Cavity Design for Surface Textured Sheets in Metal Forming

Institute for Production Engineering and Forming Machines (PtU), Technical University Darmstadt, 64287 Darmstadt, Germany

^* Corresponding author: philipp.schumann@ptu.tu-darmstadt.de

Abstract

It is estimated that 23 % of the global energy consumption is attributable to friction between surfaces and subsequent wear. Accordingly, improvements in the tribological characteristics in industrial procedures hold considerable promise. The modification of tribological performance within the context of sheet metal forming operations using texturing is a common objective. The authors have previously shown that the geometry and distribution of cavities, in conjunction with the dominant load collective, have a considerable impact on the extent to which tribological performance can be enhanced. Accordingly, this study proposes a systematic methodology for the design of cavities on the surface of sheet metals, with the objective of optimising tribological properties. Consequently, the fundamental rheological processes underlying surface texturing in lubricated sheet metal forming operations are being examined using computational fluid dynamics.
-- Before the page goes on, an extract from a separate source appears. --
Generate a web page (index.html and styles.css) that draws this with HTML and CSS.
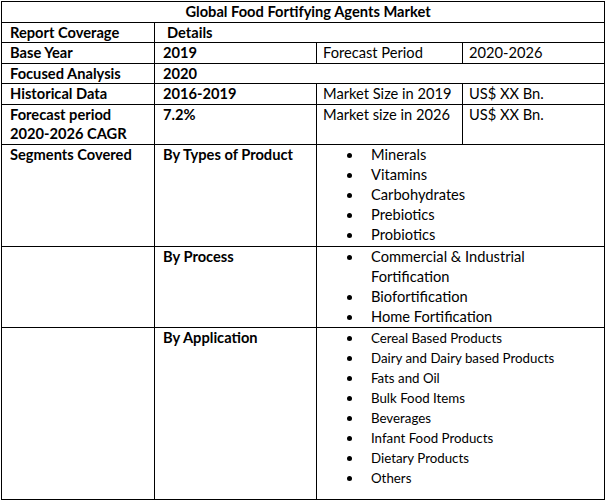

The optimal cavity design is determined by the maximum reduction in the coefficient of friction. Based on these findings, the influence of lubricant reservoirs and the generation of hydrodynamic pressure on the cavity dimensions and distributions are discussed by correlating a laminar flow analysis with the previous findings. It is demonstrated that cavity parameters, specifically coverage ratio and lubrication clearance, have the most significant impact on friction reduction.